Which takes us back to the CalChamber’s meeting tomorrow. This group once again has to decide what it will do when faced with a stark choice. Clearly a massive increase in sales and income taxes is harmful, not helpful to the business climate in California. And it is safe to say that its passage would do nothing to change the political climate in the capitol, nor solve the state’s structural financial mess. As representatives of the CalChamber have said many time over, if we create private sector jobs in California, the state’s chronic financial shortfalls will take care of themselves. In the end, if the Chamber opposes Proposition 30 today, then they will have made a statement that they stand not only for big business, but for the small businesses that are the bigger driver for job creation in the state, who would be very hard hit by the steep income tax increase.
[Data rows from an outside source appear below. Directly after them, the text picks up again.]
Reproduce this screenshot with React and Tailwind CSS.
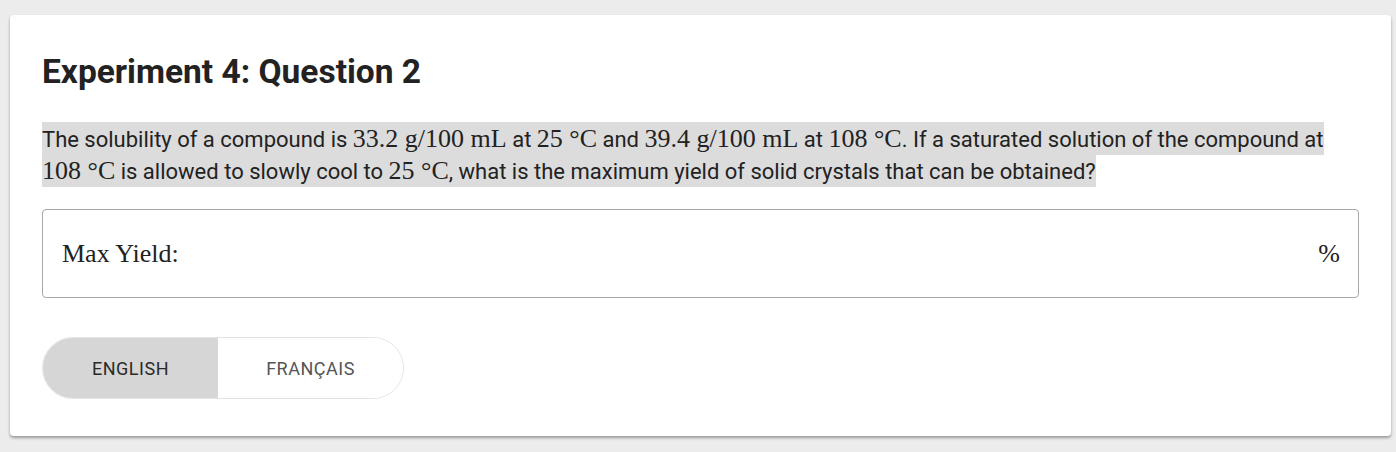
import React, { useState } from 'react';

const M = ({ children }) => (
  <span className="font-['Liberation_Serif',serif] text-[26px] leading-none">{children}</span>
);

const App = () => {
  const [lang, setLang] = useState('en');

  return (
    <div className="min-h-screen bg-[#ececec] pl-[10px] pr-[5px] pt-[15px] pb-4 font-['Roboto',sans-serif]">
      <div className="bg-white rounded shadow-[0_2px_3px_rgba(0,0,0,0.35)] px-8 pt-[37px] pb-[37px]">
        <h1 className="text-[33.5px] leading-[40px] font-bold text-[#222]">Experiment 4: Question 2</h1>

        {/* Enunciado */}
        <p className="mt-[32px] text-[22px] leading-[32px] text-[#222]">
          <span className="bg-[#dcdcdc] box-decoration-clone pt-[5px] pb-[3px]">
            The solubility of a compound is <M>33.2 g/100 mL</M> at <M>25 °C</M> and <M>39.4 g/100 mL</M> at{' '}
            <M>108 °C</M>. If a saturated solution of the compound at <M>108 °C</M> is allowed to slowly cool to{' '}
            <M>25 °C</M>, what is the maximum yield of solid crystals that can be obtained?
          </span>
        </p>

        <div className="mt-[21px] h-[89px] border border-[#a8a8a8] rounded flex items-center justify-between pl-[19px] pr-[18px]">
          <span className="font-['Liberation_Serif',serif] text-[26px] text-[#222]">Max Yield:</span>
          <span className="font-['Liberation_Serif',serif] text-[26px] text-[#222]">%</span>
        </div>

        <div className="mt-[39px] inline-flex h-[62px] rounded-full border border-[#e2e2e2] overflow-hidden">
          <button
            type="button"
            onClick={() => setLang('en')}
            className={`w-[175px] text-[18px] tracking-[0.5px] uppercase ${lang === 'en' ? 'bg-[#d6d6d6] text-[#2a2a2a]' : 'bg-white text-[#555]'}`}
          >
            English
          </button>
          <button
            type="button"
            onClick={() => setLang('fr')}
            className={`w-[185px] text-[18px] tracking-[0.5px] uppercase ${lang === 'fr' ? 'bg-[#d6d6d6] text-[#2a2a2a]' : 'bg-white text-[#555]'}`}
          >
            Français
          </button>
        </div>
      </div>
    </div>
  );
};

export default App;
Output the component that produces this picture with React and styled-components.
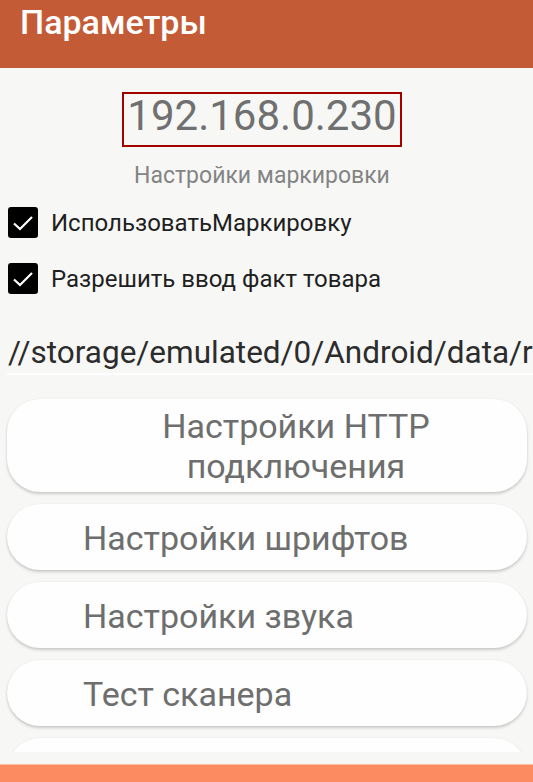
import React from 'react'
import styled, { createGlobalStyle } from 'styled-components'

const GlobalStyle = createGlobalStyle`
  html, body {
    margin: 0;
    padding: 0;
    background: #f7f8f6;
  }
  body {
    font-family: Roboto, "Noto Sans", sans-serif;
  }
`

const buttons = [
  { label: 'Настройки HTTP подключения', center: true, tall: true },
  { label: 'Настройки шрифтов' },
  { label: 'Настройки звука' },
  { label: 'Тест сканера' },
  { label: '' },
]

const checks = ['ИспользоватьМаркировку', 'Разрешить ввод факт товара']

const CheckIcon = () => (
  <svg width="24" height="20" viewBox="0 0 24 20">
    <path d="M3 10.5 L9 16 L21 4" fill="none" stroke="#fff" strokeWidth="2.2" />
  </svg>
)

const App = () => {
  return (
    <React.Fragment>
      <GlobalStyle />
      <Screen>
        <TopBar>
          <Title>Параметры</Title>
        </TopBar>
        <Content>
          <IpBlock>
            <IpBox>192.168.0.230</IpBox>
            <Caption>Настройки маркировки</Caption>
          </IpBlock>
          <CheckList>
            {checks.map((text, i) => (
              <CheckRow key={i}>
                <CheckBox>
                  <CheckIcon />
                </CheckBox>
                <CheckLabel>{text}</CheckLabel>
              </CheckRow>
            ))}
          </CheckList>
          <PathField>//storage/emulated/0/Android/data/ru.example.tsd/files</PathField>
          <ButtonList>
            {buttons.map((b, i) => (
              <MenuButton key={i} center={b.center} tall={b.tall}>
                {b.label}
              </MenuButton>
            ))}
          </ButtonList>
        </Content>
        <BottomBar />
      </Screen>
    </React.Fragment>
  )
}

const Screen = styled.div`
  width: 533px;
  height: 782px;
  display: flex;
  flex-direction: column;
  overflow: hidden;
  background: #f7f8f6;
`

const TopBar = styled.div`
  height: 68px;
  flex-shrink: 0;
  background: #c45b37;
  padding-left: 20px;
  box-sizing: border-box;
`

const Title = styled.div`
  color: #fff;
  font-size: 34px;
  font-weight: 500;
  line-height: 40px;
  margin-top: 2px;
`

const Content = styled.div`
  height: 684px;
  flex-shrink: 0;
  overflow: hidden;
  padding: 0 6px 0 7px;
  box-sizing: border-box;
`

const IpBlock = styled.div`
  display: flex;
  flex-direction: column;
  align-items: center;
  padding-right: 10px;
`

const IpBox = styled.div`
  margin-top: 24px;
  width: 280px;
  height: 55px;
  box-sizing: border-box;
  border: 2px solid #a30000;
  text-align: center;
  color: #707070;
  font-size: 42px;
  line-height: 43px;
`

const Caption = styled.div`
  margin-top: 15px;
  color: #848484;
  font-size: 23px;
  line-height: 27px;
`

const CheckList = styled.div`
  margin-top: 18px;
  display: flex;
  flex-direction: column;
  gap: 25px;
`

const CheckRow = styled.div`
  display: flex;
  align-items: center;
  height: 31px;
`

const CheckBox = styled.div`
  width: 30px;
  height: 31px;
  box-sizing: border-box;
  margin-left: 1px;
  border-radius: 3px;
  background: #000;
  display: flex;
  align-items: center;
  justify-content: center;
`

const CheckLabel = styled.div`
  margin-left: 13px;
  color: #1f1f1f;
  font-size: 24px;
  line-height: 30px;
`

const PathField = styled.div`
  margin-top: 41px;
  margin-right: -6px;
  padding: 0 0 2px 1px;
  white-space: nowrap;
  overflow: hidden;
  color: #2c2c2c;
  font-size: 31.5px;
  line-height: 36px;
  border-bottom: 2px solid #ffffff;
  box-sizing: border-box;
`

const ButtonList = styled.div`
  margin-top: 24px;
  display: flex;
  flex-direction: column;
  gap: 12px;
`

const MenuButton = styled.div`
  flex-shrink: 0;
  height: ${(p) => (p.tall ? '93px' : '66px')};
  box-sizing: border-box;
  border-radius: 33px;
  background: #fdfefd;
  box-shadow: 0 2px 3px rgba(0, 0, 0, 0.18), 0 0 2px rgba(0, 0, 0, 0.06);
  padding: 1px 18px 0 76px;
  display: flex;
  align-items: center;
  justify-content: ${(p) => (p.center ? 'center' : 'flex-start')};
  text-align: ${(p) => (p.center ? 'center' : 'left')};
  color: #6e6e6e;
  font-size: 34px;
  line-height: 40px;
`

const BottomBar = styled.div`
  margin-top: 12px;
  flex: 1;
  background: #fd8b62;
  border-top: 1px solid #f6c1a8;
`

export default App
Or the CalChamber could endorse Prop. 30, and again put itself at odds with not only small business (the National Federation of Independent Business, California and the Small Business Action Committee, which represent small businesses around California, are helping to lead the effort to defeat this measure) but also with taxpayer groups like the Howard Jarvis Taxpayers Association (also “on point” opposing Prop. 30) as well. I guess the CalChamber could go “French” and stay out of it all together.
The good news is, as the 2009 budget deal narrative above points out, the public has a track record of opposing steep taxes on themselves, even when “big business” tells them they should do so. But at some point there needs to be an epiphany over at the CalChamber that perhaps all of us who are all “targets” of the liberals who run the legislature should actually stick together as a team, and have each other’s backs. But it could be that the organization is too far gone for that — that it is no longer able to stand up to an assertive, powerful politician like Governor Jerry Brown. Let’s see what they do on Prop. 30, and that will probably give us as good a sign as we can get.
In the meantime, cheers to those protesters outside of the Casa Del Mar. They probably can’t afford to stay there. But no doubt some on the CalChamber Board think they can afford to pay higher taxes.